-- Begin Material for the task --

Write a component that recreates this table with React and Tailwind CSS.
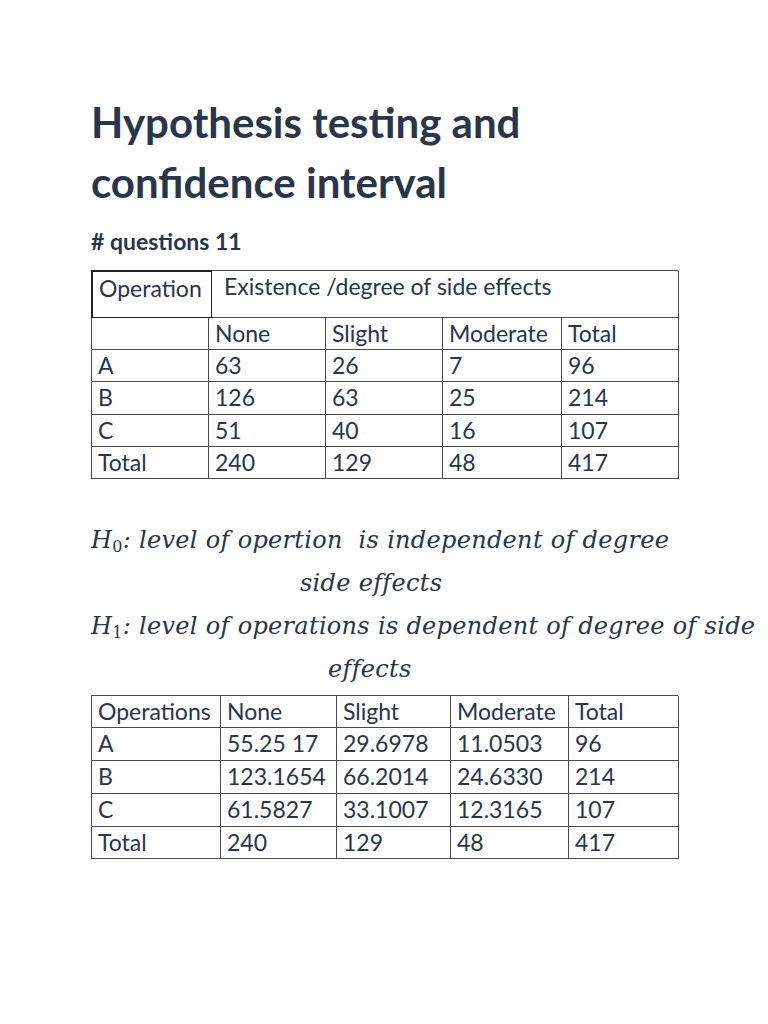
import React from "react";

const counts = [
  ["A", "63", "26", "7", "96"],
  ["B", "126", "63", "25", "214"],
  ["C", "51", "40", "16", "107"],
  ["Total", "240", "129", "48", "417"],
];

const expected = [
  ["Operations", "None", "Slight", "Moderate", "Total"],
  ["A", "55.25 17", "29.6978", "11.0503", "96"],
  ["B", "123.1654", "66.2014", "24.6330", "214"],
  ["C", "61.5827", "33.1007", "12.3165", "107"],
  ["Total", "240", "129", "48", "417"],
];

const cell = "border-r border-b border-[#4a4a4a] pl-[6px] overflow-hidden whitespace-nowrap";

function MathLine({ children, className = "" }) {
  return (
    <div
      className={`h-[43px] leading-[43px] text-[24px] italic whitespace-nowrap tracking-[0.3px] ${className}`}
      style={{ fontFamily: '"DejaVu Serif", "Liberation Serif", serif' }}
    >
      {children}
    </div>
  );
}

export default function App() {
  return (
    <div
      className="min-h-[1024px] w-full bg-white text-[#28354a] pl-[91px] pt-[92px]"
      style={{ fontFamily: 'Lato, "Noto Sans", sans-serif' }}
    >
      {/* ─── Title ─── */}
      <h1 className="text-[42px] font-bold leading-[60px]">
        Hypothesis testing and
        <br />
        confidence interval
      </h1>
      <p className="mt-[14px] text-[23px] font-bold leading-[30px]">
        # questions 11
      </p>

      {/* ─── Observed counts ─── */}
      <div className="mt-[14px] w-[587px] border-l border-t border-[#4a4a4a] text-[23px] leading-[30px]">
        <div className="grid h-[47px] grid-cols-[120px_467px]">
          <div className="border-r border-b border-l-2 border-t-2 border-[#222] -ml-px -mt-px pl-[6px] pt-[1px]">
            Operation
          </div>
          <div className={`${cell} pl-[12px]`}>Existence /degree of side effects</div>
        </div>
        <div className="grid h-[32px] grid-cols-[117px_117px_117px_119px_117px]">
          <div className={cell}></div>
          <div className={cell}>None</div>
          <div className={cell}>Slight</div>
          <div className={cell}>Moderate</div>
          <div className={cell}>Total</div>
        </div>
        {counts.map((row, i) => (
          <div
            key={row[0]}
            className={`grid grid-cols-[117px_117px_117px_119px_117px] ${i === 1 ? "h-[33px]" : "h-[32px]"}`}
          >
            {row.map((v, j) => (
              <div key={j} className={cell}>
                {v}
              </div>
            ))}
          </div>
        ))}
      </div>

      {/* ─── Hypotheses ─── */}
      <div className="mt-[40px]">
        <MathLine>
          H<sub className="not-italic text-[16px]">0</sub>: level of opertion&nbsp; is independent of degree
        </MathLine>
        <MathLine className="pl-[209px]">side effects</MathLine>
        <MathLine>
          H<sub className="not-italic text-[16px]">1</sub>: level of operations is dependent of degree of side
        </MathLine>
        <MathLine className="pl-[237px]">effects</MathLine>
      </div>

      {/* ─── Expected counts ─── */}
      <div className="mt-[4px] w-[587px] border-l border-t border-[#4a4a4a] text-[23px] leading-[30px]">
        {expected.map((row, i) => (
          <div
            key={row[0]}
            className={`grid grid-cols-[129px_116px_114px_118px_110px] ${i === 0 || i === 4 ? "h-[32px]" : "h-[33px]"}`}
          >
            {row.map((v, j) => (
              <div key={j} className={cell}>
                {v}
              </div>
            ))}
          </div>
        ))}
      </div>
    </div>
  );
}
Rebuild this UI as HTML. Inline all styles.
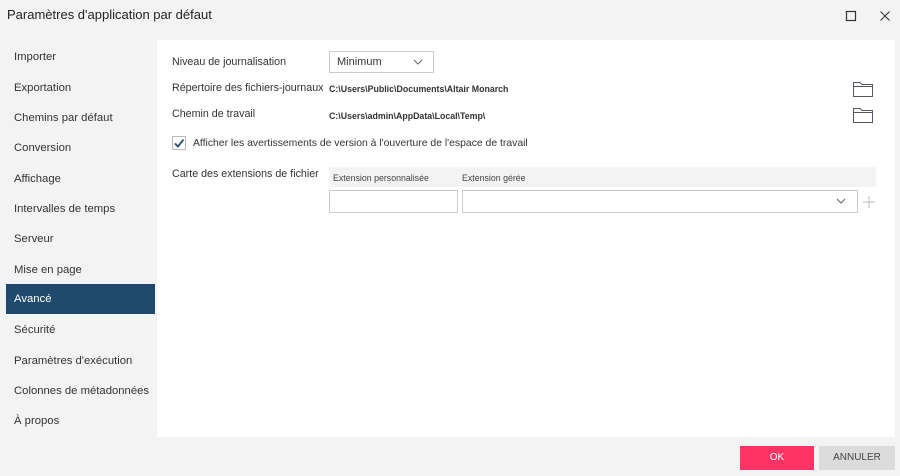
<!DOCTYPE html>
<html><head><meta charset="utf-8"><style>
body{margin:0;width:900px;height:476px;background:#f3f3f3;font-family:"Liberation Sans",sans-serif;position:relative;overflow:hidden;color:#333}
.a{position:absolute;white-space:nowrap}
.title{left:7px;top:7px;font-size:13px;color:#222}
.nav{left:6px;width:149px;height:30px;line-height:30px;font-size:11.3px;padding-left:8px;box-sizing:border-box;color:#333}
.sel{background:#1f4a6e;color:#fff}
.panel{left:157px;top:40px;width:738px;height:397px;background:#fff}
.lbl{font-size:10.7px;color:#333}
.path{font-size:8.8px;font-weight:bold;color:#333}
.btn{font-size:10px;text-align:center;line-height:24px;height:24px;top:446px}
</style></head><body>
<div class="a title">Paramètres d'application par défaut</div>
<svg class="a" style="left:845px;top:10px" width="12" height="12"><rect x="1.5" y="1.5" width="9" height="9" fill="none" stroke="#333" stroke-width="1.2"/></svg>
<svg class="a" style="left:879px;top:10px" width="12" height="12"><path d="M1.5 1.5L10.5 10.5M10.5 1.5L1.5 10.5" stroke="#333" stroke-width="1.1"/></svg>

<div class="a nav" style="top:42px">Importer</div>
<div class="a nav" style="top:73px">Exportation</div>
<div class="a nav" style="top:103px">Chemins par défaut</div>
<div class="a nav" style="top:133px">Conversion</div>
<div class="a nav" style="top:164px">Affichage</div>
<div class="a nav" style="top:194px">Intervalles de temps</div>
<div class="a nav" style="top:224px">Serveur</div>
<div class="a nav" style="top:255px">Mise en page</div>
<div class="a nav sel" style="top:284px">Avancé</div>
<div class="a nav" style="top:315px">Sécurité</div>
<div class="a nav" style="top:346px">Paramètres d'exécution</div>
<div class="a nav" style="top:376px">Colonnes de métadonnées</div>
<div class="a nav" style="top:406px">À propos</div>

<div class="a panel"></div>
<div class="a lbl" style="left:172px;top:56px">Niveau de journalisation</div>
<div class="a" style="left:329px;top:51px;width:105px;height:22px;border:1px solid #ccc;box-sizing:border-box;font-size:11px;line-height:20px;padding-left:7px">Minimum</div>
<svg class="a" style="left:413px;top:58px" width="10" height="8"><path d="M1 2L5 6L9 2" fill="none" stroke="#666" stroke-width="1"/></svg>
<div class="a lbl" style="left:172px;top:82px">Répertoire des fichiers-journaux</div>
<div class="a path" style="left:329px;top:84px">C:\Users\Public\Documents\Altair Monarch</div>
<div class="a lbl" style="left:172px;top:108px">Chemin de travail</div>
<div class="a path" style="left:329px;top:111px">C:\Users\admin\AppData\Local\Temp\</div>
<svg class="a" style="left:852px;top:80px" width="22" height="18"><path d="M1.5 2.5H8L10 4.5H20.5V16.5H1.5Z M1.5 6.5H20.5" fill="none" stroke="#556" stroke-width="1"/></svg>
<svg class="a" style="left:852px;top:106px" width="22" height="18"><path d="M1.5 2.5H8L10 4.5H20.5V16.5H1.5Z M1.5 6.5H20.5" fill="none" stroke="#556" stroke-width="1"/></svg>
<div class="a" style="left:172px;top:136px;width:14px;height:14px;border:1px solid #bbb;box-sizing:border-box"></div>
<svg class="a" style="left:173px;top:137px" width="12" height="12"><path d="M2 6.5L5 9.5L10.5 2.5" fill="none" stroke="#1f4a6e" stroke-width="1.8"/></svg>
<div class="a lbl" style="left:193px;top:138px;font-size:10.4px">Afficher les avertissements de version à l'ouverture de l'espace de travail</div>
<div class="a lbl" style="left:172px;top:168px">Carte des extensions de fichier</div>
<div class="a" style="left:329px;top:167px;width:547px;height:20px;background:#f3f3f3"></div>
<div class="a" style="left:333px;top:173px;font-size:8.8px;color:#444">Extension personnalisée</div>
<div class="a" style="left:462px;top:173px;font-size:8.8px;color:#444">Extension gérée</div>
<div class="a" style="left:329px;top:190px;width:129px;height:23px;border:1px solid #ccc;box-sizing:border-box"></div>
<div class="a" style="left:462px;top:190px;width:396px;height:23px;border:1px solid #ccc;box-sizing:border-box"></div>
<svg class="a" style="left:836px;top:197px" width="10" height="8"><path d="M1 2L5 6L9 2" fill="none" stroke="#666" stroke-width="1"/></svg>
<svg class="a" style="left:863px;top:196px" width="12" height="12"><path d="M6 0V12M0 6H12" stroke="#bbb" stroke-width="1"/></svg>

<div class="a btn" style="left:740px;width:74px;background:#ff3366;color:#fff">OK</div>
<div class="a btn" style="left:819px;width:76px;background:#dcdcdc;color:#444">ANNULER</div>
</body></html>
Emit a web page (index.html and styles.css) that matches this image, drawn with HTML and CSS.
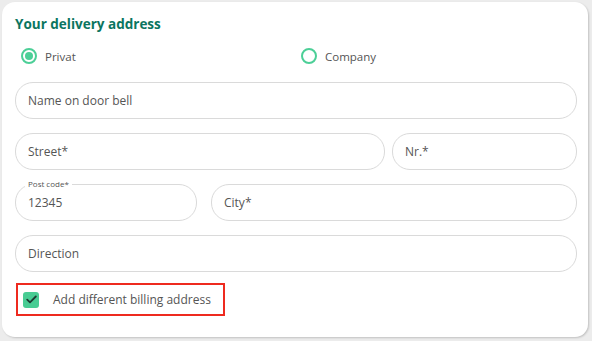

-- End Material for the task --

Up to and including the line with "border-b border-[#4a4a4a] pl-[6px]", copy the data above from its first line. Skip pictures.

# The answer
Write a component that recreates this table with React and Tailwind CSS.
import React from "react";

const counts = [
  ["A", "63", "26", "7", "96"],
  ["B", "126", "63", "25", "214"],
  ["C", "51", "40", "16", "107"],
  ["Total", "240", "129", "48", "417"],
];

const expected = [
  ["Operations", "None", "Slight", "Moderate", "Total"],
  ["A", "55.25 17", "29.6978", "11.0503", "96"],
  ["B", "123.1654", "66.2014", "24.6330", "214"],
  ["C", "61.5827", "33.1007", "12.3165", "107"],
  ["Total", "240", "129", "48", "417"],
];

const cell = "border-r border-b border-[#4a4a4a] pl-[6px] overflow-hidden whitespace-nowrap";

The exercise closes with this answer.